Donizetti’s family were very poor. His talent was discovered by Simon Mayr who was maestro di cappella (music director) at S Maria Maggiore in Bergamo. He opened a school which trained boys to sing in the church choir and gave them a good musical education. Donizetti learned a lot from Mayr and was always very grateful to him.
Donizetti’s first operas were performed in Venice. A rich lady who realized he was very talented paid so that he did not have to do military service. His opera Zoraida di Granata was very successful in Rome and he was given a contract for an opera for Naples. For several years he composed between two and five operas every year. They were not particularly successful. One of the reasons was that the libretti he was given (the words he had to set) were not very good.
In 1828 he married. None of their three children lived very long and his wife died in 1837 which made him very sad during his last years. This can be felt in his music.

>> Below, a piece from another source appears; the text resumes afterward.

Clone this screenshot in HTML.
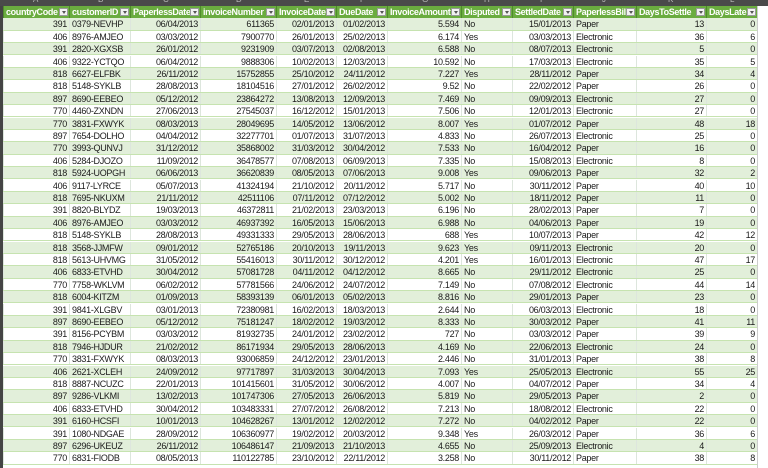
<!DOCTYPE html><html><head><style>
body{margin:0;width:768px;height:468px;overflow:hidden;background:#fff;font-family:"Liberation Sans",sans-serif;position:relative}
.top{position:absolute;left:0;top:0;width:768px;height:6px;background:#4a4a4a;}
.top span{position:absolute;top:-5px;font-size:8px;color:#bbb;}
.side{position:absolute;left:0;top:6px;width:3px;height:462px;background:#444;}
.row{position:absolute;left:3px;width:754px;height:12.4px;box-sizing:border-box;border-bottom:1px solid #c6e3b0;font-size:9px;letter-spacing:-0.3px;color:#1a1a1a;line-height:12px}
.row.g{background:#e2efda}
.c{position:absolute;top:0;height:100%;white-space:nowrap;overflow:hidden;box-sizing:border-box;padding:0 2px;border-left:1px solid #dde6dd}
.r{text-align:right}
.hdr{position:absolute;left:3px;top:6px;width:754px;height:12.3px;background:#6aac3f;color:#fff;font-weight:bold;font-size:9px;letter-spacing:-0.35px;line-height:12.3px}
.hdr .c{border-left:1px solid #4f8a2c;padding-right:12px}
.hdr i{position:absolute;right:1px;top:2px;width:9px;height:8px;background:#f2f2f2;border:1px solid #999;box-sizing:border-box}
.hdr i:after{content:"";position:absolute;left:2px;top:2px;border-left:2px solid transparent;border-right:2px solid transparent;border-top:3px solid #555}
.vr{position:absolute;left:757px;top:6px;width:1px;height:462px;background:#ccc}
</style></head><body>
<div class="top"><span style="left:33px">A</span><span style="left:98px">B</span><span style="left:163px">C</span><span style="left:236px">D</span><span style="left:304px">E</span><span style="left:360px">F</span><span style="left:422px">G</span><span style="left:484px">H</span><span style="left:540px">I</span><span style="left:602px">J</span><span style="left:668px">K</span><span style="left:730px">L</span></div>
<div class="side"></div>
<div class="vr"></div>
<div id="w"></div>
<script>
const d=`391|0379-NEVHP|06/04/2013|611365|02/01/2013|01/02/2013|5.594|No|15/01/2013|Paper|13|0
406|8976-AMJEO|03/03/2012|7900770|26/01/2013|25/02/2013|6.174|Yes|03/03/2013|Electronic|36|6
391|2820-XGXSB|26/01/2012|9231909|03/07/2013|02/08/2013|6.588|No|08/07/2013|Electronic|5|0
406|9322-YCTQO|06/04/2012|9888306|10/02/2013|12/03/2013|10.592|No|17/03/2013|Electronic|35|5
818|6627-ELFBK|26/11/2012|15752855|25/10/2012|24/11/2012|7.227|Yes|28/11/2012|Paper|34|4
818|5148-SYKLB|28/08/2013|18104516|27/01/2012|26/02/2012|9.52|No|22/02/2012|Paper|26|0
897|8690-EEBEO|05/12/2012|23864272|13/08/2013|12/09/2013|7.469|No|09/09/2013|Electronic|27|0
770|4460-ZXNDN|27/06/2013|27545037|16/12/2012|15/01/2013|7.506|No|12/01/2013|Electronic|27|0
770|3831-FXWYK|08/03/2013|28049695|14/05/2012|13/06/2012|8.007|Yes|01/07/2012|Paper|48|18
897|7654-DOLHO|04/04/2012|32277701|01/07/2013|31/07/2013|4.833|No|26/07/2013|Electronic|25|0
770|3993-QUNVJ|31/12/2012|35868002|31/03/2012|30/04/2012|7.533|No|16/04/2012|Paper|16|0
406|5284-DJOZO|11/09/2012|36478577|07/08/2013|06/09/2013|7.335|No|15/08/2013|Electronic|8|0
818|5924-UOPGH|06/06/2013|36620839|08/05/2013|07/06/2013|9.008|Yes|09/06/2013|Paper|32|2
406|9117-LYRCE|05/07/2013|41324194|21/10/2012|20/11/2012|5.717|No|30/11/2012|Paper|40|10
818|7695-NKUXM|21/11/2012|42511106|07/11/2012|07/12/2012|5.002|No|18/11/2012|Paper|11|0
391|8820-BLYDZ|19/03/2013|46372811|21/02/2013|23/03/2013|6.196|No|28/02/2013|Paper|7|0
406|8976-AMJEO|03/03/2012|46937392|16/05/2013|15/06/2013|6.988|No|04/06/2013|Paper|19|0
818|5148-SYKLB|28/08/2013|49331333|29/05/2013|28/06/2013|688|Yes|10/07/2013|Paper|42|12
818|3568-JJMFW|09/01/2012|52765186|20/10/2013|19/11/2013|9.623|Yes|09/11/2013|Electronic|20|0
818|5613-UHVMG|31/05/2012|55416013|30/11/2012|30/12/2012|4.201|Yes|16/01/2013|Electronic|47|17
406|6833-ETVHD|30/04/2012|57081728|04/11/2012|04/12/2012|8.665|No|29/11/2012|Electronic|25|0
770|7758-WKLVM|06/02/2012|57781566|24/06/2012|24/07/2012|7.149|No|07/08/2012|Electronic|44|14
818|6004-KITZM|01/09/2013|58393139|06/01/2013|05/02/2013|8.816|No|29/01/2013|Paper|23|0
391|9841-XLGBV|03/01/2013|72380981|16/02/2013|18/03/2013|2.644|No|06/03/2013|Electronic|18|0
897|8690-EEBEO|05/12/2012|75181247|18/02/2012|19/03/2012|8.333|No|30/03/2012|Paper|41|11
391|8156-PCYBM|03/03/2012|81932735|24/01/2012|23/02/2012|727|No|03/03/2012|Paper|39|9
818|7946-HJDUR|21/02/2012|86171934|29/05/2013|28/06/2013|4.169|No|22/06/2013|Electronic|24|0
770|3831-FXWYK|08/03/2013|93006859|24/12/2012|23/01/2013|2.446|No|31/01/2013|Paper|38|8
406|2621-XCLEH|24/09/2012|97717897|31/03/2013|30/04/2013|7.093|Yes|25/05/2013|Electronic|55|25
818|8887-NCUZC|22/01/2013|101415601|31/05/2012|30/06/2012|4.007|No|04/07/2012|Paper|34|4
897|9286-VLKMI|13/02/2013|101747306|27/05/2013|26/06/2013|5.819|No|29/05/2013|Paper|2|0
406|6833-ETVHD|30/04/2012|103483331|27/07/2012|26/08/2012|7.213|No|18/08/2012|Electronic|22|0
391|6160-HCSFI|10/01/2013|104628267|13/01/2012|12/02/2012|7.272|No|04/02/2012|Paper|22|0
391|1080-NDGAE|28/09/2012|106360977|19/02/2012|20/03/2012|9.348|Yes|26/03/2012|Paper|36|6
897|6296-UKEUZ|26/11/2012|106486147|21/09/2013|21/10/2013|4.655|No|25/09/2013|Electronic|4|0
770|6831-FIODB|08/05/2013|110122785|23/10/2012|22/11/2012|3.258|No|30/11/2012|Paper|38|8`;
const b=[3,69,130,200,276,336,387,461,512,573,636,706,757];
const right=[1,0,1,1,1,1,1,0,1,0,1,1];
const hd=['countryCode','customerID','PaperlessDate','invoiceNumber','InvoiceDate','DueDate','InvoiceAmount','Disputed','SettledDate','PaperlessBill','DaysToSettle','DaysLate'];
const cell=(i,v,cls)=>`<div class="c${cls}" style="left:${b[i]-3}px;width:${b[i+1]-b[i]}px">${v}</div>`;
let h='<div class="hdr">'+hd.map((v,i)=>cell(i,v+'<i></i>','')).join('')+'</div>';
d.split('\n').forEach((l,k)=>{h+=`<div class="row${k%2?'':' g'}" style="top:${(18.3+k*12.4).toFixed(2)}px">`+l.split('|').map((v,i)=>cell(i,v,right[i]?' r':'')).join('')+'</div>';});
document.getElementById('w').innerHTML=h;
</script>
</body></html>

His opera Anna Bolena made him internationally famous. It was performed in London and Paris. His opera Maria Stuarda was based on a play by Schiller. It was not popular at first. The audience did not like the tragic ending. Today it is recognized as containing some great music, especially in the final scene. After a visit to Paris he returned to Naples to produce Lucia di Lammermoor which was based on Scott’s novel The Bride of Lammermoor. There is a French version as well as an Italian version of this opera.
In 1838 he moved to Paris where he had his operas performed in four theatres. Berlioz wrote very critical articles about him in a music journal. Donizetti had gone to Paris hoping that he would earn lots of money so that he could then retire, just like Rossini had done. However, his health was not good and he found it harder to concentrate. He managed to composed Don Pasquale which is one of the best comic operas every written, but it does have a lot of music that he had written earlier. He was obviously finding it difficult to think of new ideas. Soon he became really ill. He was suffering from syphilis. He was put in a sanatorium near Paris for 17 months. In 1847 some friends arranged for him to stay with them, but he was very ill by then. He was paralysed and almost unable to speak. His friends looked after him until he died.
He was buried in Bergamo. His remains are now in a church there. The house where he was born is a museum.